A young newlywed couple from Mississippi have been accused of trying to join Isis and and of using using a honeymoon trip as a ruse to travel to the extremists’ territory in Syria.
The couple – 20-year-old Jaelyn Delshaun Young and 22-year-old Muhammad “Mo” Dakhlalla – were arrested on Saturday after a sting operation by federal agents as they made their way to their local airport in Columbus, Mississippi. They were said to be carrying tickets to Istanbul.
Federal officials said they had detained the couple after they interacted with FBI agents posing as Isis recruiters.
“Our story will be that we are newlyweds on our honeymoon,” Ms Young, whose father is a police officer, wrote in one email to an agent, according to documents filed by federal officials.
On Tuesday, the pair were brought before a judge who ordered that they be held without bail.
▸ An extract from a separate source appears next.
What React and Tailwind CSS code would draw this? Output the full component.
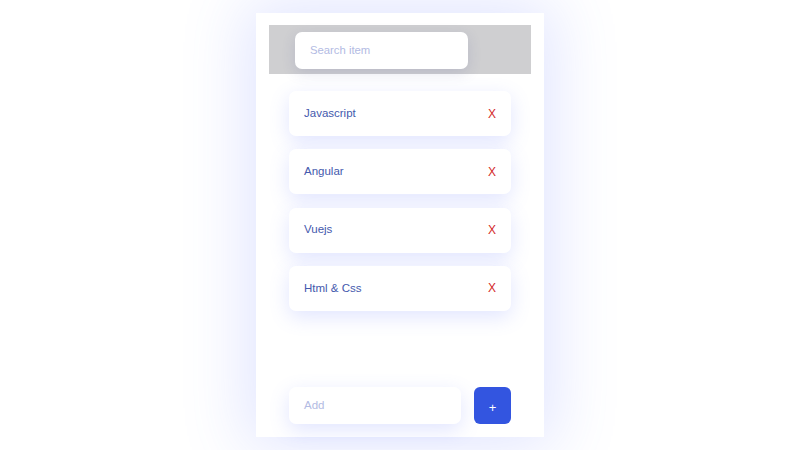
import React from "react";

const items = ["Javascript", "Angular", "Vuejs", "Html & Css"];

export default function App() {
  return (
    <div className="w-[800px] h-[450px] bg-white flex justify-center pt-[13px] overflow-hidden" style={{ fontFamily: '"Liberation Sans", Arial, sans-serif' }}>
      <div className="w-[288px] h-[424px] bg-white flex flex-col px-[13px] pt-[12px] pb-[13px] shadow-[0_0_60px_10px_rgba(90,110,255,0.18)]">
        <div className="h-[49px] bg-[#cfcfd1] pl-[26px] pt-[7px]">
          <div className="w-[173px] h-[37px] bg-white rounded-[7px] flex items-center pl-[15px] text-[11.3px] text-[#b3bbe3] shadow-[0_4px_14px_rgba(60,70,140,0.15)]">
            Search item
          </div>
        </div>
        <div className="flex flex-col gap-[13.3px] px-[20px] pt-[17px]">
          {items.map((t) => (
            <div key={t} className="h-[45px] bg-white rounded-[7px] flex items-center justify-between pl-[15px] pr-[15px] shadow-[0_6px_20px_rgba(90,110,255,0.18)]">
              <span className="text-[11.5px] text-[#4459ad]">{t}</span>
              <span className="text-[12px] text-[#d42a2a]">X</span>
            </div>
          ))}
        </div>
        <div className="mt-auto flex gap-[13px] px-[20px]">
          <div className="w-[172px] h-[37px] bg-white rounded-[7px] flex items-center pl-[15px] text-[11.5px] text-[#b3bbe3] shadow-[0_6px_20px_rgba(90,110,255,0.18)]">
            Add
          </div>
          <div className="w-[37px] h-[37px] bg-[#3355e0] rounded-[6px] flex items-center justify-center text-white text-[13px] pt-[4px]">
            +
          </div>
        </div>
      </div>
    </div>
  );
}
Reports said that the judge in Oxford, Mississippi, said that even though the pair had no previous record of committing a crime, their desire to join Isis might remain.
"This investigation began in May 2015, when the defendant expressed a desire to travel to Syria in support of Isis and made several supportive statements about the designated foreign terrorist organisation," said a statement from the FBI.
"Both defendants subsequently expressed their readiness to travel overseas to join Isis."
The Justice Department said the arrests were part of a continuing effort to stanch the flow of Americans seeking to fight in the Middle East after being lured by online recruiters to join extremist groups.
But the way in which the couple were reportedly caught – by agents posing as Isis recruiters – will also raise concerns among civil rights activists about the targeting of Muslim citizens in so-called honey-trap stings.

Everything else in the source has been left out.